From the Facebook post:
Rolling out more hands-free features for Ray-Ban Stories like the ability to send messages, hear message readouts, and make calls (all via Messenger), and also control the volume or pause and resume audio, all using your voice. We’re just getting started, more updates to Ray-Ban Stories coming in 2022.
The way this will play out is through the mic and speaker array that are built into the smart glasses (more on the hardware below). The use case therefore involves dictating messages by voice and having incoming messages read to you. Audio calls will also join the mix, similar to Bose Frames.
Ray-Ban Stories’ main selling point is otherwise a camera. Sort of like Snap Spectacles, this lets users capture first-person perspectives that can be shared via social media. This taps into Gen-Z’s affinity for the camera, and the ongoing growth of multimedia-sharing as a centerpiece in social media.

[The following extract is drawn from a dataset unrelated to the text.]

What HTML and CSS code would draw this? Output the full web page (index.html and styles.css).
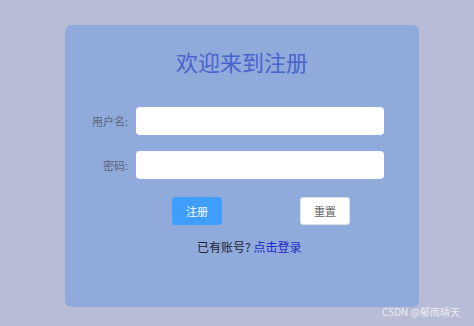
FILE: index.html
```html
<!DOCTYPE html>
<html lang="zh">
<head>
<meta charset="utf-8">
<link rel="stylesheet" href="styles.css">
</head>
<body>
<div class="page">
  <div class="card">
    <h1 class="title">欢迎来到注册</h1>
    <div class="row">
      <label class="label">用户名:</label>
      <div class="input"></div>
    </div>
    <div class="row row2">
      <label class="label">密码:</label>
      <div class="input"></div>
    </div>
    <div class="buttons">
      <button class="btn btn-primary">注册</button>
      <button class="btn btn-default">重置</button>
    </div>
    <p class="login">已有账号? <a class="link">点击登录</a></p>
  </div>
  <div class="watermark">CSDN @郁雨晴天</div>
</div>
</body>
</html>
```
FILE: styles.css
```css
html, body {
  margin: 0;
  padding: 0;
  width: 474px;
  height: 326px;
  overflow: hidden;
  background: #b8bcd6;
  font-family: "Noto Sans CJK SC", "Noto Sans", sans-serif;
}
.page {
  position: relative;
  width: 474px;
  height: 326px;
  padding-top: 25px;
  box-sizing: border-box;
}
.card {
  margin-left: 65px;
  width: 354px;
  height: 282px;
  background: #8faadb;
  border-radius: 6px;
  padding-top: 21px;
  box-sizing: border-box;
}
.title {
  margin: 0;
  font-size: 22px;
  line-height: 30px;
  font-weight: 400;
  color: #4a63cb;
  text-align: center;
}
.row {
  display: flex;
  align-items: center;
  margin-top: 31px;
}
.row2 {
  margin-top: 16px;
}
.label {
  width: 63px;
  margin-right: 8px;
  text-align: right;
  font-size: 11px;
  color: #5b6475;
}
.input {
  width: 248px;
  height: 28px;
  background: #fff;
  border-radius: 4px;
}
.buttons {
  display: flex;
  gap: 78px;
  margin-top: 18px;
  padding-left: 107px;
}
.btn {
  width: 50px;
  height: 28px;
  border-radius: 3px;
  font-family: inherit;
  font-size: 11px;
  padding: 0;
  cursor: pointer;
}
.btn-primary {
  background: #409eff;
  color: #fff;
  border: 1px solid #409eff;
}
.btn-default {
  background: #fff;
  color: #606266;
  border: 1px solid #dcdfe6;
}
.login {
  margin: 13px 0 0 132px;
  font-size: 12px;
  line-height: 18px;
  color: #1f2330;
}
.link {
  color: #1d2bc4;
}
.watermark {
  position: absolute;
  right: 14px;
  bottom: 7px;
  font-size: 10px;
  color: rgba(255,255,255,0.75);
}
```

Adding messaging is now meant to add more utility and appeal in faceworn tech. This will be a slow process of cultural acclimation and Meta knows it (more on that below). Back to conversational commerce, the endgame – like Facebook in general – is for both social connections and commerce.
Place Rewind: Facebook Drives Towards ‘Conversational Business’
Long Game
Backing up for the sake of context, what are RayBan Stories and what’s Meta’s play here? The operative term is “smart” glasses versus “AR” as there is no optical system that projects visuals. Instead, they feature a camera and speakers to carry the use cases outlined above and others that develop.
Meta went this route because that’s the tradeoff for achieving style and wearability. The current state of underlying tech for AR glasses – including Magic Leap One and Microsoft Hololens II – involves lots of bulk and heat. Meta’s design target was rather something that consumers will actually wear.
All this leads up to Meta’s real goal: Ray-Ban Stories are a stepping stone towards AR glasses. To achieve that, it knows that wearability is the first step to gradually condition users to accept face-worn tech. Let’s call it Meta’s AR training wheels. Meanwhile, “smart” functions are the centerpiece.
And that’s where audio and messaging come in – first for social interaction and then for conversational commerce (in that order). As with camera-based functions, Meta will market-test the social dynamics for faceworn messaging, where it could discover a viable use case or a massive flop.